İşte bu yüzden Deniz bertaraf edilmeli! Bu hem Mert’in hem de annesi Rana’nın isteği. Bir Avuç Deniz, Ödipal karmaşayı bilinçli bir şekilde ele alan, basın bülteninde “bu film en çok oğluna aşık bir annenin hikâyesi” diyebilen bir film. Sırf bu yönüyle ayrıksı ve cesur bir yerde duruyor sinemamızda. Özdeşleşilebilecek karakterler sunmamasıyla da aykırı bir duruşu var filmin. Bir Avuç Deniz, eleştirmenlere pek sevdiremedi kendisini fakat. Burjuvaların sığlığını anlatırken, filmin kendisi sığmış gibi düşünüldü; o lüksün ve incelmiş zevklerin altındaki kabalığı ve vahşeti anlatmak isterken, tam tersine film burjuva hayranıymış gibi algılandı. Film vermek istediği mesajı tam iletemedi. İlk filminde bütün istediklerini gerçekleştirebilmiş kaç kişi var ki fakat?
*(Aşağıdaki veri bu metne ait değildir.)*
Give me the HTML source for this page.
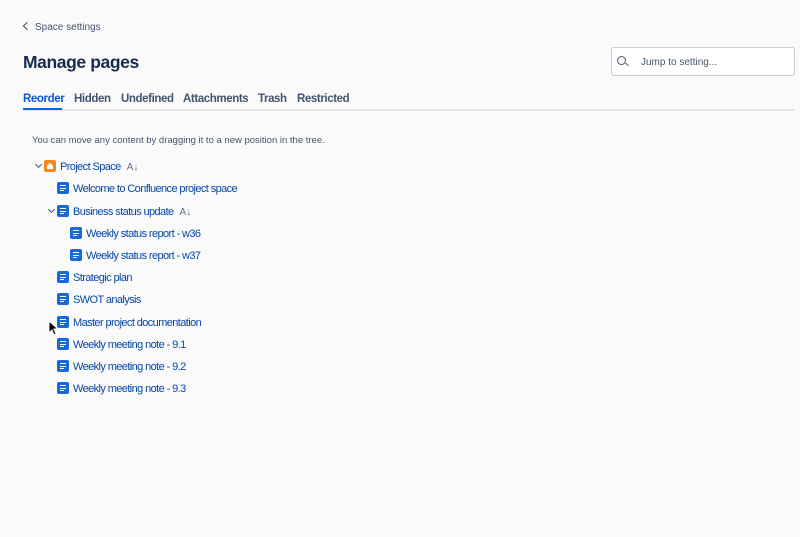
<!DOCTYPE html><html><head><style>
body{margin:0;width:800px;height:537px;background:#fafafb;font-family:"Liberation Sans",sans-serif;position:relative;overflow:hidden;color:#172b4d}
.a{position:absolute;white-space:nowrap}
.t{font-size:11px;color:#0747a6;line-height:14px;letter-spacing:-0.6px}
.ic{position:absolute;width:12px;height:12px;background:#1868db;border-radius:2px}
.ic i{position:absolute;left:3px;height:1.2px;background:#fff}
.chev{position:absolute;width:4px;height:4px;border-right:1.2px solid #44546f;border-bottom:1.2px solid #44546f;transform:rotate(45deg)}
.tab{font-size:11.5px;color:#44546f;top:93px;letter-spacing:-0.1px;font-weight:bold;letter-spacing:-0.4px}
.sort{font-size:10px;color:#626f86;margin-left:6px;letter-spacing:0}
</style></head><body>
<div class="a" style="left:24px;top:23px;width:5px;height:5px;border-left:1.5px solid #44546f;border-bottom:1.5px solid #44546f;transform:rotate(45deg)"></div>
<div class="a" style="left:35px;top:22px;font-size:10px;color:#44546f">Space settings</div>
<div class="a" style="left:23px;top:52px;font-size:17.5px;font-weight:bold;color:#172b4d;letter-spacing:-0.4px">Manage pages</div>
<div class="a" style="left:611px;top:47px;width:182px;height:27px;border:1.2px solid #c8ccd4;border-radius:3px;background:#fff"></div>
<div class="a" style="left:617px;top:56px;width:7px;height:7px;border:1.3px solid #44546f;border-radius:50%"></div>
<div class="a" style="left:625px;top:64px;width:4px;height:1.3px;background:#44546f;transform:rotate(45deg)"></div>
<div class="a" style="left:641px;top:57px;font-size:10px;color:#44546f">Jump to setting...</div>
<div class="a tab" style="left:23px;color:#0c55cc">Reorder</div>
<div class="a tab" style="left:74px">Hidden</div>
<div class="a tab" style="left:121px">Undefined</div>
<div class="a tab" style="left:183px">Attachments</div>
<div class="a tab" style="left:258px">Trash</div>
<div class="a tab" style="left:297px">Restricted</div>
<div class="a" style="left:23px;top:109px;width:772px;height:1.5px;background:#e2e4e9"></div>
<div class="a" style="left:23px;top:108px;width:39px;height:2px;background:#0c66e4"></div>
<div class="a" style="left:32px;top:135px;font-size:9.5px;color:#44546f">You can move any content by dragging it to a new position in the tree.</div>

<div class="chev" style="left:36px;top:162px"></div>
<div class="ic" style="left:44px;top:160px;background:#f38a1e"><span style="position:absolute;left:3px;top:3px;width:6px;height:6px;background:#fff;clip-path:polygon(50% 0,100% 45%,100% 100%,0 100%,0 45%)"></span></div>
<div class="a t" style="left:60px;top:160px">Project Space<span class="sort">A↓</span></div>

<div class="ic" style="left:57px;top:182px"><i style="top:3px;width:6px"></i><i style="top:5.5px;width:6px"></i><i style="top:8px;width:4px"></i></div>
<div class="a t" style="left:73px;top:182px">Welcome to Confluence project space</div>

<div class="chev" style="left:49px;top:207px"></div>
<div class="ic" style="left:57px;top:205px"><i style="top:3px;width:6px"></i><i style="top:5.5px;width:6px"></i><i style="top:8px;width:4px"></i></div>
<div class="a t" style="left:73px;top:205px">Business status update<span class="sort">A↓</span></div>

<div class="ic" style="left:70px;top:227px"><i style="top:3px;width:6px"></i><i style="top:5.5px;width:6px"></i><i style="top:8px;width:4px"></i></div>
<div class="a t" style="left:86px;top:227px">Weekly status report - w36</div>
<div class="ic" style="left:70px;top:249px"><i style="top:3px;width:6px"></i><i style="top:5.5px;width:6px"></i><i style="top:8px;width:4px"></i></div>
<div class="a t" style="left:86px;top:249px">Weekly status report - w37</div>

<div class="ic" style="left:57px;top:271px"><i style="top:3px;width:6px"></i><i style="top:5.5px;width:6px"></i><i style="top:8px;width:4px"></i></div>
<div class="a t" style="left:73px;top:271px">Strategic plan</div>
<div class="ic" style="left:57px;top:293px"><i style="top:3px;width:6px"></i><i style="top:5.5px;width:6px"></i><i style="top:8px;width:4px"></i></div>
<div class="a t" style="left:73px;top:293px">SWOT analysis</div>
<div class="ic" style="left:57px;top:316px"><i style="top:3px;width:6px"></i><i style="top:5.5px;width:6px"></i><i style="top:8px;width:4px"></i></div>
<div class="a t" style="left:73px;top:316px">Master project documentation</div>
<svg class="a" style="left:48px;top:320px" width="10" height="16" viewBox="0 0 10 16"><path d="M1 1 L1 13 L4 10 L6 15 L8 14 L6 9 L10 9 Z" fill="#000" stroke="#fff" stroke-width="1"/></svg>
<div class="ic" style="left:57px;top:338px"><i style="top:3px;width:6px"></i><i style="top:5.5px;width:6px"></i><i style="top:8px;width:4px"></i></div>
<div class="a t" style="left:73px;top:338px">Weekly meeting note - 9.1</div>
<div class="ic" style="left:57px;top:360px"><i style="top:3px;width:6px"></i><i style="top:5.5px;width:6px"></i><i style="top:8px;width:4px"></i></div>
<div class="a t" style="left:73px;top:360px">Weekly meeting note - 9.2</div>
<div class="ic" style="left:57px;top:382px"><i style="top:3px;width:6px"></i><i style="top:5.5px;width:6px"></i><i style="top:8px;width:4px"></i></div>
<div class="a t" style="left:73px;top:382px">Weekly meeting note - 9.3</div>
</body></html>
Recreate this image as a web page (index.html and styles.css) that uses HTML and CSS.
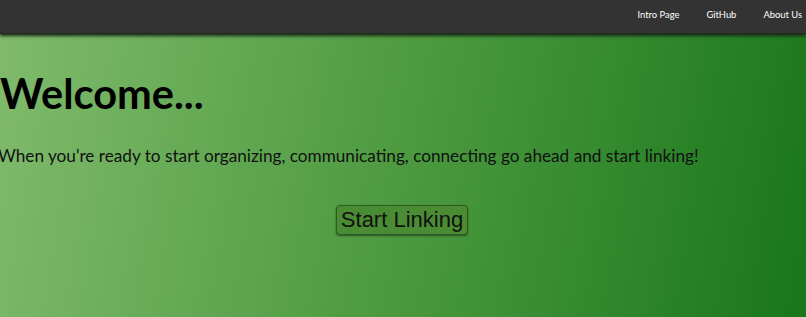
FILE: index.html
```html
<!DOCTYPE html>
<html lang="en">
<head>
    <meta charset="UTF-8" />
    <meta name="viewport" content="width=device-width, initial-scale=1.0"/>
    <title>Welcome</title>
    <link rel="stylesheet" href="styles.css">
</head>
<body>
    <nav class="navbar">
        <a href="#">Intro Page</a>
        <a href="#">GitHub</a>
        <a href="#">About Us</a>
    </nav>
    <main class="welcome">
        <h1>Welcome...</h1>
        <p>When you're ready to start organizing, communicating, connecting go ahead and start linking!</p>
        <div class="start">
            <button>Start Linking</button>
        </div>
    </main>
</body>
</html>
```

FILE: styles.css
```css
html, body {
    height: 100%;
}

body {
    margin: 0;
    font-family: Lato, "Open Sans", sans-serif;
    background: linear-gradient(100deg, #80bb6c 0%, #4d9a40 50%, #19761b 100%);
    display: flex;
    flex-direction: column;
}

.navbar {
    background-color: #333333;
    height: 33px;
    display: flex;
    justify-content: flex-end;
    align-items: center;
    box-shadow: 0 2px 3px #1b2a19;
    border-bottom: 1px solid #1e2a1c;
}

.navbar a {
    color: #ffffff;
    text-decoration: none;
    font-size: 9.4px;
    padding: 0 13.5px 5px;
}

.navbar a:last-child {
    padding-right: 4px;
}

.welcome {
    flex: 1;
    margin-left: -2px;
}

h1 {
    font-size: 41.5px;
    font-weight: bold;
    color: #000;
    margin: 34px 0 0 2px;
    line-height: 50px;
}

p {
    font-size: 17.2px;
    color: #111;
    margin: 27px 0 0;
}

.start {
    display: flex;
    justify-content: center;
    margin-top: 39px;
}

button {
    font-family: "Liberation Sans", Arial, sans-serif;
    font-size: 22px;
    color: #111;
    background-color: #4a8c34;
    border: 1px solid #2c5a22;
    border-radius: 4px;
    padding: 0 4px;
    height: 30px;
    box-shadow: 0 1px 2px #2a5522;
}
```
Nuri Bilge Ceylan, Kasaba’yı sinemada ilk kez seyrederken utancından koltuğun içinde kaybolmak istediğini söylemişti bir keresinde! Ama umarım filmi seyirciler sever ve Leyla Yılmaz ve İlyas Başsoy’u yeni ve en az bu film kadar cesur projelerde izlemeye devam ederiz. Hoş geldiniz!